For investors, talking beats bombing, but the sword has not yet fully cleared the stone. The gap between the two negotiating parties is not just tactical; it is conceptual. The US sees oil as something to secure in this war; Iran sees war as something to wage through oil. Put differently, Washington thinks of oil markets as being shaped by war, while Teheran thinks of war as a tool shaped by oil. For the US, oil is an asset to stabilize, secure, and regulate - through military means if needed - because oil is the object US actions try to control or protect. Iran, by contrast, views oil and Hormuz as a lever: something you can disrupt to raise costs, pressure the Trump administration via global markets, and shape the conflict itself. That is why, for the US, oil is an asset to protect; for Iran, it is a weapon to deploy - and why the US treats oil as infrastructure within the conflict, while Iran treats it as the battlefield itself. This gap in priorities and ways of thinking is the threat to current peace negotiations (another “No Deal” outcome): the blade has not yet cleared the stone, and the risk premium can re-wedge itself as quickly as it has been wrung out.

Against that backdrop, the ROOF Scores capture how far investors have actually followed the narrative into risk. Investor sentiment remains bearish in five of the ten markets we track, dips in and out of bearishness in another (Global Emerging Markets), and has weakened to very negative levels in the US for the first time in this crisis - after remaining only mildly negative throughout March. European investors reacted passively to news of Viktor Orbán’s election loss in Hungary, staying bearish last week, perhaps fearing that Rumen Radev’s win in Bulgaria could make him Orbán’s replacement in the EU’s “unanimity trap.”

In short, the ROOF Scores suggest March’s risk-aversion gloom has cleared the runway, and risk tolerance is on approach but not yet cleared to land - leaving sentiment vulnerable to a single adverse headline.

Note: green background = bullish, red background = bearish

Changes to investor sentiment over the past 180 days for the ten markets we follow: 

How to Interpret These Charts:

Top Charts:

The top charts illustrate the ROOF ratio, which represents investor sentiment. This ratio is depicted in green on the left axis, while the cumulative returns of the underlying market are shown in black on the right axis. Key reference lines include:

  • A horizontal red line at -0.5 (left axis), marking the threshold between negative sentiment (-0.2 to -0.5) and bearish sentiment (< -0.5).
  • A horizontal blue line at +0.5 (left axis), indicating the boundary between positive sentiment (+0.2 to +0.5) and bullish sentiment (> +0.5).
  • A horizontal grey line at 0.0 (left axis), around which sentiment is considered neutral (-0.2 to +0.2).

Bottom Charts:

The bottom charts display the levels of risk tolerance (green line) and risk aversion (red line) within the market, representing investors' demand and supply for risk, respectively.
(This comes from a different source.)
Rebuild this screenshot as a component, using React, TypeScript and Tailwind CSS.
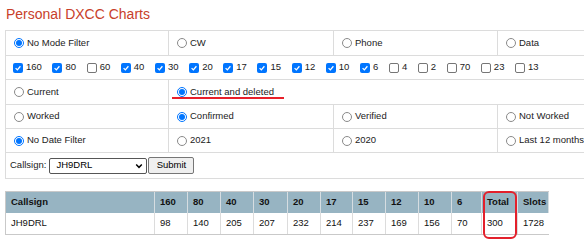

Key insights include:

  • When risk tolerance (green line) exceeds risk aversion (red line), more investors are willing to buy risk assets than there are investors willing to sell them at the current price. This scenario forces risk-tolerant investors to offer a premium to entice more risk-averse investors to trade, thereby driving markets upward.
  • Conversely, when risk aversion (red line) surpasses risk tolerance (green line), the market dynamics reverse.
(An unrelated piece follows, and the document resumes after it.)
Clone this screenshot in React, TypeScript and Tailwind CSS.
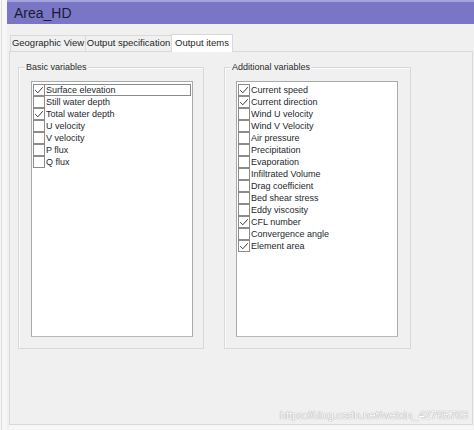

The net balance between risk tolerance and risk aversion levels is used to compute the ROOF ratio shown in the top charts, reflecting the sentiment of the average investor in the market.

Blue Shaded Zone:

The blue shaded zone between levels 3 and 4 for both indicators signifies a reasonable balance between the supply and demand for risk in the market. When both lines remain within this blue zone, the market is considered ‘emotionally’ stable. However, when both lines move outside this zone, the significant imbalance in demand and supply for risk can lead to overreactions to unexpected news or risk events.